> _STATED GOAL_
Give every line of the data again, unchanged, but with no pictures.

> _DATASET CONTENT_
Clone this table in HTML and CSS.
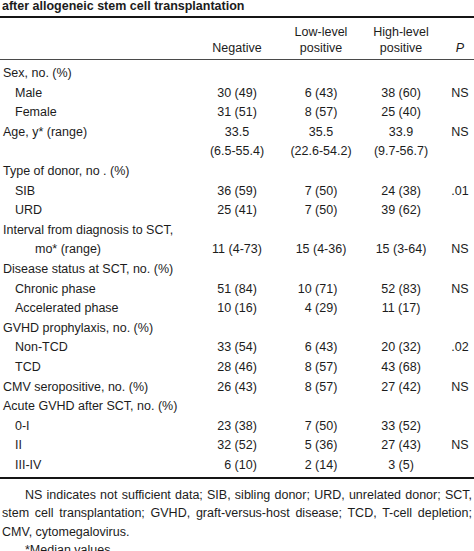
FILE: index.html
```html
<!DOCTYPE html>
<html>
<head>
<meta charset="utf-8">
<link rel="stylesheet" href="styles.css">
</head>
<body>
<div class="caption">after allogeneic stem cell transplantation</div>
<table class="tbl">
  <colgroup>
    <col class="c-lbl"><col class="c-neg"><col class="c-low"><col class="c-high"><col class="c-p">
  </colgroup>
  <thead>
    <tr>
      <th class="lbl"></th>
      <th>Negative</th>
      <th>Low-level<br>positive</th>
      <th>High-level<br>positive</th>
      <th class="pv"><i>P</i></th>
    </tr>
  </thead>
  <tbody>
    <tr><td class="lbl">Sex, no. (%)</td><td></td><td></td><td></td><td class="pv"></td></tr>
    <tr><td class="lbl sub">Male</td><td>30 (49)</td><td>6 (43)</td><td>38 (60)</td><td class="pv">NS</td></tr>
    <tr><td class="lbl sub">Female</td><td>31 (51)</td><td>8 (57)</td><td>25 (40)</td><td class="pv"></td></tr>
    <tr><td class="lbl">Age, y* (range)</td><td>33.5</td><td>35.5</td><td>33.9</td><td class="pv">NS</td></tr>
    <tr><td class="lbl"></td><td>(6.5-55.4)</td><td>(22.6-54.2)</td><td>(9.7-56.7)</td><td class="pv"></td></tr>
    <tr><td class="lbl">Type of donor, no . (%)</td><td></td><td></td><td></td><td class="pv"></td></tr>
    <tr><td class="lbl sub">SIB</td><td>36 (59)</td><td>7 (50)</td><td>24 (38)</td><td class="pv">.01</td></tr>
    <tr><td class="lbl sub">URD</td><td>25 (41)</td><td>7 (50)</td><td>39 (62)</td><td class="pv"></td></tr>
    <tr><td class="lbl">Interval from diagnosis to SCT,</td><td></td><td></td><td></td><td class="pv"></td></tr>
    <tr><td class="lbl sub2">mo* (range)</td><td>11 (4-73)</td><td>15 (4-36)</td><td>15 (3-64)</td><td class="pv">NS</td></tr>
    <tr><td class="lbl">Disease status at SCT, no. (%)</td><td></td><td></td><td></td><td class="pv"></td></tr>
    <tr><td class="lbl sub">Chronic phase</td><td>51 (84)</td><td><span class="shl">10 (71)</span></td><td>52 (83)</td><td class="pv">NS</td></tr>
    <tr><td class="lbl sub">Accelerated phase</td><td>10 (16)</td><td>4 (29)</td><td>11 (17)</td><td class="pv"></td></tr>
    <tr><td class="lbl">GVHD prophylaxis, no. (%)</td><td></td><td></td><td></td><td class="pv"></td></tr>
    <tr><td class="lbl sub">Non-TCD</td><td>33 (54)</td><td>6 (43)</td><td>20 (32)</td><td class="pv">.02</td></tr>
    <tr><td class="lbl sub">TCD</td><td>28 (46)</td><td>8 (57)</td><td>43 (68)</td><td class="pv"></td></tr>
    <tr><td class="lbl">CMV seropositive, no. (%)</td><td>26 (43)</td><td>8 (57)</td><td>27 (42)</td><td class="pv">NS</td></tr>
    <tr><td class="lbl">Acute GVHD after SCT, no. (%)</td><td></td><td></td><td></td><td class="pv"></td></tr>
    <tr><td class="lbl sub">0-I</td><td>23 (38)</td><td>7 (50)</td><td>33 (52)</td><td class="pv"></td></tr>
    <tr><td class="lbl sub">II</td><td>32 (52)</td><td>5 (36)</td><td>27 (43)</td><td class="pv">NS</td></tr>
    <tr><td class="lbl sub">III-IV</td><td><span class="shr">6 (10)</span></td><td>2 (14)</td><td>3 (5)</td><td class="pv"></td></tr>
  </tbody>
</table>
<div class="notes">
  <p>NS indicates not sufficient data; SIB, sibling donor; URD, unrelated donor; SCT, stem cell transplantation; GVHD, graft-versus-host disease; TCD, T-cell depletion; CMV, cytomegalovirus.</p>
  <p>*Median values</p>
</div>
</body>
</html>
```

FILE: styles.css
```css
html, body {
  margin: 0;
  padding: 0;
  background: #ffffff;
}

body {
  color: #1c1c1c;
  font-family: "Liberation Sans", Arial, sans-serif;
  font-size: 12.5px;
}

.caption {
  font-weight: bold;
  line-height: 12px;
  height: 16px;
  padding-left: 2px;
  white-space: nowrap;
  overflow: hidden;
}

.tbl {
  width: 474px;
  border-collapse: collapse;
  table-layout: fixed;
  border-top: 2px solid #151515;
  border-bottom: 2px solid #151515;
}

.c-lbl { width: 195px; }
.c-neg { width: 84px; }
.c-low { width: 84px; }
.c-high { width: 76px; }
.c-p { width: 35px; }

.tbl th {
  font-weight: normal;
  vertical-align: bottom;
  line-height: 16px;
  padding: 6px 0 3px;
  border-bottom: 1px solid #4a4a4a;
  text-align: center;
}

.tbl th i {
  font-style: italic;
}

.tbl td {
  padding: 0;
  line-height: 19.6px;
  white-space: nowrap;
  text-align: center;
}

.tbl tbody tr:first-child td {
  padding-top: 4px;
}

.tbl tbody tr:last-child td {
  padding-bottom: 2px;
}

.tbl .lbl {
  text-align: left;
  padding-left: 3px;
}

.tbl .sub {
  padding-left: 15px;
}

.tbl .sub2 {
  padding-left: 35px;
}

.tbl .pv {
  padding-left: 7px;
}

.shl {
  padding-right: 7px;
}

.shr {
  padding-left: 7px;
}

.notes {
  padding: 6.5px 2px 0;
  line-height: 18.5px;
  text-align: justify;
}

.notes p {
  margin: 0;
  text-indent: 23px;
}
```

> _SOLUTION TO THIS TASK_
Clone this table in HTML and CSS.
FILE: index.html
```html
<!DOCTYPE html>
<html>
<head>
<meta charset="utf-8">
<link rel="stylesheet" href="styles.css">
</head>
<body>
<div class="caption">after allogeneic stem cell transplantation</div>
<table class="tbl">
  <colgroup>
    <col class="c-lbl"><col class="c-neg"><col class="c-low"><col class="c-high"><col class="c-p">
  </colgroup>
  <thead>
    <tr>
      <th class="lbl"></th>
      <th>Negative</th>
      <th>Low-level<br>positive</th>
      <th>High-level<br>positive</th>
      <th class="pv"><i>P</i></th>
    </tr>
  </thead>
  <tbody>
    <tr><td class="lbl">Sex, no. (%)</td><td></td><td></td><td></td><td class="pv"></td></tr>
    <tr><td class="lbl sub">Male</td><td>30 (49)</td><td>6 (43)</td><td>38 (60)</td><td class="pv">NS</td></tr>
    <tr><td class="lbl sub">Female</td><td>31 (51)</td><td>8 (57)</td><td>25 (40)</td><td class="pv"></td></tr>
    <tr><td class="lbl">Age, y* (range)</td><td>33.5</td><td>35.5</td><td>33.9</td><td class="pv">NS</td></tr>
    <tr><td class="lbl"></td><td>(6.5-55.4)</td><td>(22.6-54.2)</td><td>(9.7-56.7)</td><td class="pv"></td></tr>
    <tr><td class="lbl">Type of donor, no . (%)</td><td></td><td></td><td></td><td class="pv"></td></tr>
    <tr><td class="lbl sub">SIB</td><td>36 (59)</td><td>7 (50)</td><td>24 (38)</td><td class="pv">.01</td></tr>
    <tr><td class="lbl sub">URD</td><td>25 (41)</td><td>7 (50)</td><td>39 (62)</td><td class="pv"></td></tr>
    <tr><td class="lbl">Interval from diagnosis to SCT,</td><td></td><td></td><td></td><td class="pv"></td></tr>
    <tr><td class="lbl sub2">mo* (range)</td><td>11 (4-73)</td><td>15 (4-36)</td><td>15 (3-64)</td><td class="pv">NS</td></tr>
    <tr><td class="lbl">Disease status at SCT, no. (%)</td><td></td><td></td><td></td><td class="pv"></td></tr>
    <tr><td class="lbl sub">Chronic phase</td><td>51 (84)</td><td><span class="shl">10 (71)</span></td><td>52 (83)</td><td class="pv">NS</td></tr>
    <tr><td class="lbl sub">Accelerated phase</td><td>10 (16)</td><td>4 (29)</td><td>11 (17)</td><td class="pv"></td></tr>
    <tr><td class="lbl">GVHD prophylaxis, no. (%)</td><td></td><td></td><td></td><td class="pv"></td></tr>
    <tr><td class="lbl sub">Non-TCD</td><td>33 (54)</td><td>6 (43)</td><td>20 (32)</td><td class="pv">.02</td></tr>
    <tr><td class="lbl sub">TCD</td><td>28 (46)</td><td>8 (57)</td><td>43 (68)</td><td class="pv"></td></tr>
    <tr><td class="lbl">CMV seropositive, no. (%)</td><td>26 (43)</td><td>8 (57)</td><td>27 (42)</td><td class="pv">NS</td></tr>
    <tr><td class="lbl">Acute GVHD after SCT, no. (%)</td><td></td><td></td><td></td><td class="pv"></td></tr>
    <tr><td class="lbl sub">0-I</td><td>23 (38)</td><td>7 (50)</td><td>33 (52)</td><td class="pv"></td></tr>
    <tr><td class="lbl sub">II</td><td>32 (52)</td><td>5 (36)</td><td>27 (43)</td><td class="pv">NS</td></tr>
    <tr><td class="lbl sub">III-IV</td><td><span class="shr">6 (10)</span></td><td>2 (14)</td><td>3 (5)</td><td class="pv"></td></tr>
  </tbody>
</table>
<div class="notes">
  <p>NS indicates not sufficient data; SIB, sibling donor; URD, unrelated donor; SCT, stem cell transplantation; GVHD, graft-versus-host disease; TCD, T-cell depletion; CMV, cytomegalovirus.</p>
  <p>*Median values</p>
</div>
</body>
</html>
```

FILE: styles.css
```css
html, body {
  margin: 0;
  padding: 0;
  background: #ffffff;
}

body {
  color: #1c1c1c;
  font-family: "Liberation Sans", Arial, sans-serif;
  font-size: 12.5px;
}

.caption {
  font-weight: bold;
  line-height: 12px;
  height: 16px;
  padding-left: 2px;
  white-space: nowrap;
  overflow: hidden;
}

.tbl {
  width: 474px;
  border-collapse: collapse;
  table-layout: fixed;
  border-top: 2px solid #151515;
  border-bottom: 2px solid #151515;
}

.c-lbl { width: 195px; }
.c-neg { width: 84px; }
.c-low { width: 84px; }
.c-high { width: 76px; }
.c-p { width: 35px; }

.tbl th {
  font-weight: normal;
  vertical-align: bottom;
  line-height: 16px;
  padding: 6px 0 3px;
  border-bottom: 1px solid #4a4a4a;
  text-align: center;
}

.tbl th i {
  font-style: italic;
}

.tbl td {
  padding: 0;
  line-height: 19.6px;
  white-space: nowrap;
  text-align: center;
}

.tbl tbody tr:first-child td {
  padding-top: 4px;
}

.tbl tbody tr:last-child td {
  padding-bottom: 2px;
}

.tbl .lbl {
  text-align: left;
  padding-left: 3px;
}

.tbl .sub {
  padding-left: 15px;
}

.tbl .sub2 {
  padding-left: 35px;
}

.tbl .pv {
  padding-left: 7px;
}

.shl {
  padding-right: 7px;
}

.shr {
  padding-left: 7px;
}

.notes {
  padding: 6.5px 2px 0;
  line-height: 18.5px;
  text-align: justify;
}

.notes p {
  margin: 0;
  text-indent: 23px;
}
```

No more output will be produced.